During a 10-minute stretch of the debate devoted to Trump’s criminal cases, Hutchinson and Christie, who had previously spent six years as the top federal prosecutor in New Jersey, tried to argue that even without the indictments, Trump’s attempts to remain in office despite losing the election should disqualify him from the presidency.

“Whether or not you believe that the criminal charges are right or wrong, the conduct is beneath the office of president of the United States,” Christie said to a fresh round of boos. “And, you know, this is the great thing about this country. Booing is allowed, but it doesn’t change the truth. It doesn’t change the truth.”
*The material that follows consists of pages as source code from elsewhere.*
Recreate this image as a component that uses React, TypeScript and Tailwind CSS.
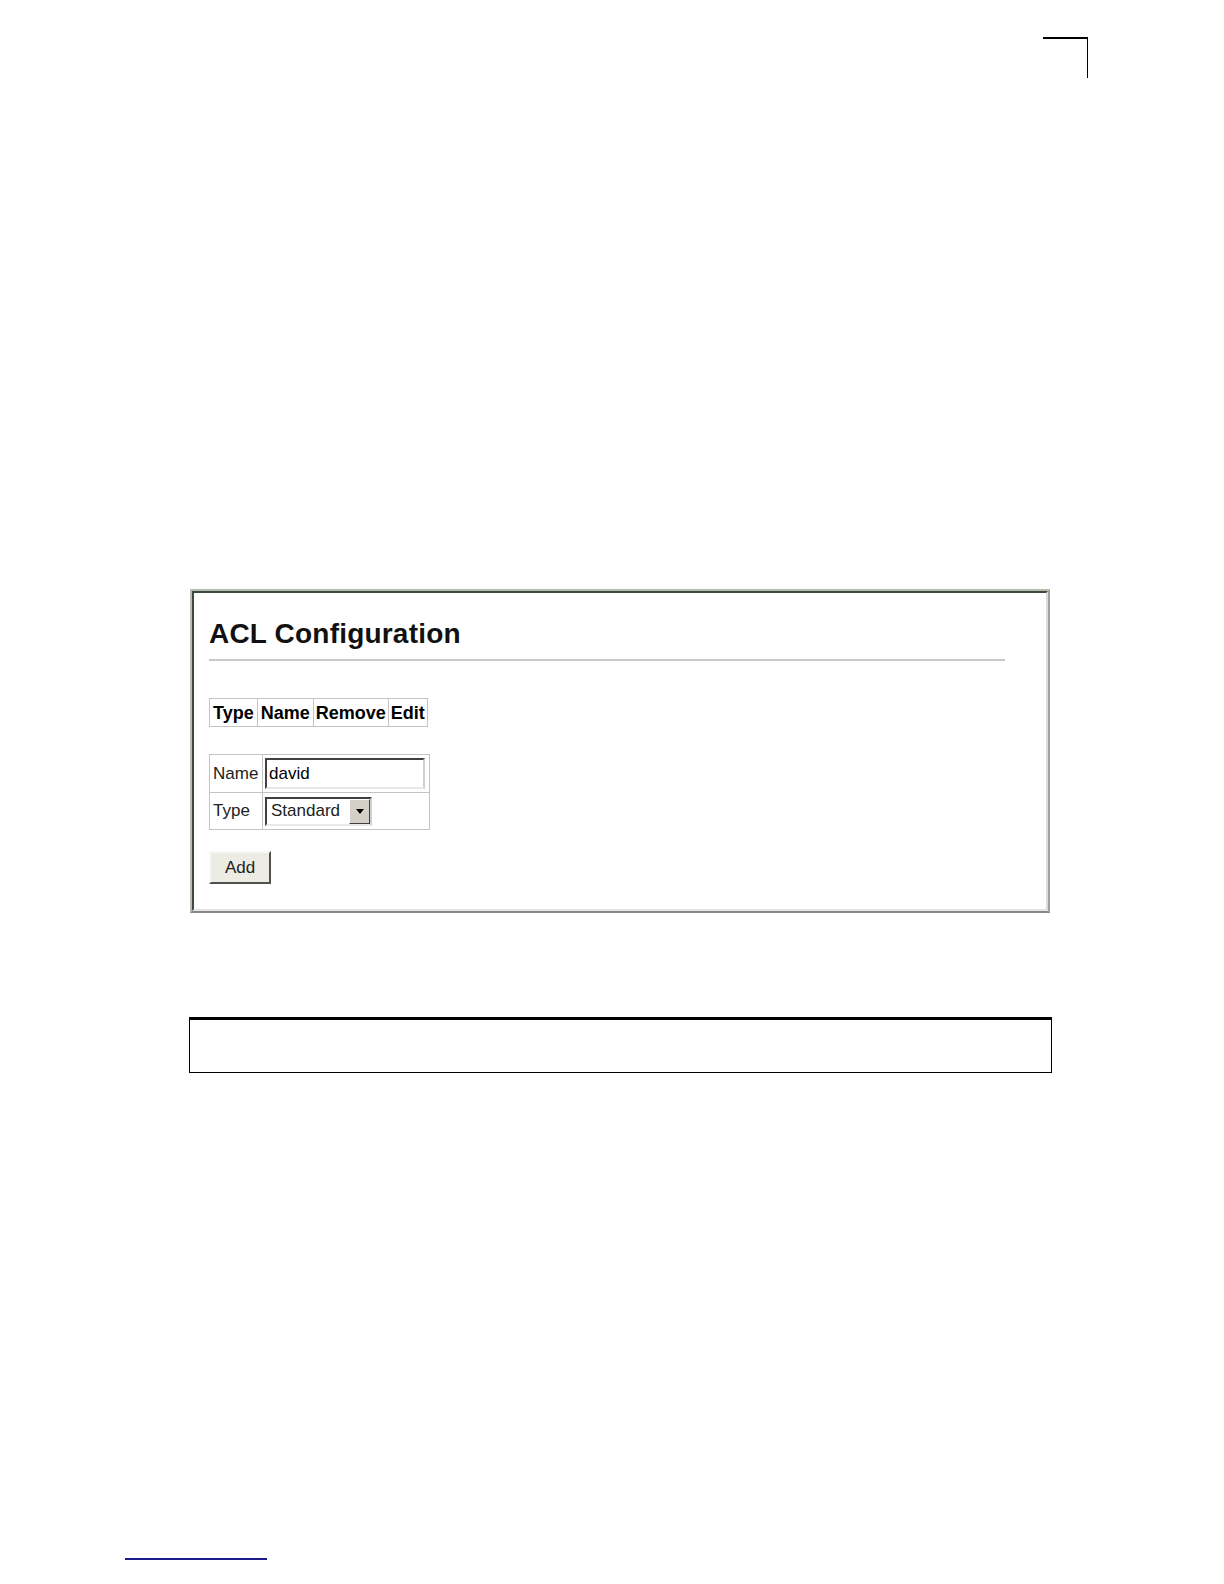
import React from "react";

export default function App() {
  const f = { fontFamily: '"Liberation Sans", Arial, sans-serif' };
  return (
    <div className="w-[1224px] h-[1584px] bg-white flex flex-col relative" style={f}>
      <div className="pt-[37px] flex justify-end pr-[136px]">
        <div className="w-[45px] h-[41px] border-t-2 border-r border-black" />
      </div>

      <div className="mt-[511px] ml-[190px] w-[860px] h-[324px] border-2 border-t-[#b8bcb0] border-l-[#b8bcb0] border-b-[#888888] border-r-[#a0a0a0]">
        <div className="w-full h-full border-2 border-t-[#3c4a3c] border-l-[#3c4a3c] border-b-[#e4e4e4] border-r-[#dcdcdc] bg-white pl-[15px]">
          <div className="mt-[24px] text-[28px] leading-[34px] font-bold tracking-[0.2px] text-[#111]">ACL Configuration</div>
          <div className="mt-[8px] w-[796px] h-[2px] bg-[#c8c8c8]" />

          <table className="mt-[37px] border-collapse border border-[#b8b8b8] text-[18px] font-bold text-black">
            <tbody>
              <tr className="h-[28px]">
                <td className="border border-[#c4c4c4] px-[3px] leading-none">Type</td>
                <td className="border border-[#c4c4c4] px-[3px] leading-none">Name</td>
                <td className="border border-[#c4c4c4] px-[2px] leading-none">Remove</td>
                <td className="border border-[#c4c4c4] px-[2px] leading-none">Edit</td>
              </tr>
            </tbody>
          </table>

          <table className="mt-[27px] border-collapse border border-[#b8b8b8] text-[17px] text-[#222] w-[221px]">
            <tbody>
              <tr className="h-[38px]">
                <td className="border border-[#c4c4c4] px-[3px] w-[53px]">Name</td>
                <td className="border border-[#c4c4c4] px-[2px]">
                  <div className="w-[160px] h-[31px] border-2 border-t-[#404040] border-l-[#404040] border-b-[#e8e8e8] border-r-[#d0d0d0] flex items-center pl-[2px] text-black">
                    david
                  </div>
                </td>
              </tr>
              <tr className="h-[37px]">
                <td className="border border-[#c4c4c4] px-[3px]">Type</td>
                <td className="border border-[#c4c4c4] px-[2px]">
                  <div className="w-[107px] h-[29px] border-2 border-t-[#404040] border-l-[#404040] border-b-[#e8e8e8] border-r-[#d0d0d0] flex items-center justify-between text-[#222]">
                    <span className="pl-[4px]">Standard</span>
                    <span className="w-[21px] h-[25px] bg-[#d4d0c8] border border-t-white border-l-white border-b-[#404040] border-r-[#404040] flex items-center justify-center">
                      <svg width="8" height="5" viewBox="0 0 8 5"><path d="M0 0H8L4 5Z" fill="#000" /></svg>
                    </span>
                  </div>
                </td>
              </tr>
            </tbody>
          </table>

          <div className="mt-[21px] w-[62px] h-[33px] bg-[#ecece4] border-2 border-t-[#f8f8f8] border-l-[#f8f8f8] border-b-[#505050] border-r-[#505050] flex items-center justify-center text-[17px] text-[#222]">
            Add
          </div>
        </div>
      </div>

      <div className="mt-[104px] ml-[189px] w-[863px] h-[56px] border-t-[3px] border-x border-b border-black" />

      <div className="mt-auto mb-[24px] ml-[125px] w-[142px] h-[2px] bg-[#1c1c8c]" />
    </div>
  );
}
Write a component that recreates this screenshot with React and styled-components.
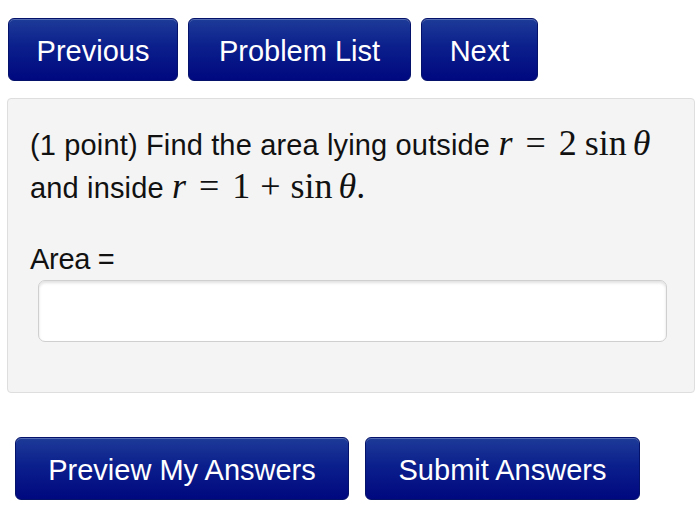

Polling thus far suggests that Republican primary voters have an alternative view of “truth,” with majorities saying they believe that the 2020 election was actually stolen from Trump through fraud and that Trump did nothing wrong.

“The base refuses to deal with the Trump legal stuff,” said David Kochel, a veteran Republican consultant in Iowa, which will hold the first contest of the 2024 primary season in January.

Oscar Brock, an RNC member from Tennessee, said he hopes that between now and then, primary voters will come to agree with South Carolina Gov. Nikki Haley’s assessment that Trump is the “most disliked politician in all of America” and go with someone else.

“I think at the end of day, even Republican primary voters will say ‘no’ to that,” he said. “It’s a losing proposition if Donald Trump is the nominee.”

But not even all of Brock’s colleagues in the RNC, whose mission, in theory, is to win elections, agree that Trump is a sure-fire loser, despite poor GOP election performances in 2018, 2020, 2021 and 2022 — all tied to Trump himself and to candidates he backed solely because they agreed to spread his election lies.

Jay Shephard, an RNC member from Vermont, said Trump could certainly win the general election in 2024 if Americans continue to see the economy as weak and can be persuaded of the corruption of the “Biden crime family.”

Because of all that, he said, Trump should be able to win, just like any of the other Republican candidates should be able to win. “Would it be easier with one of the others? Perhaps,” Shephard said.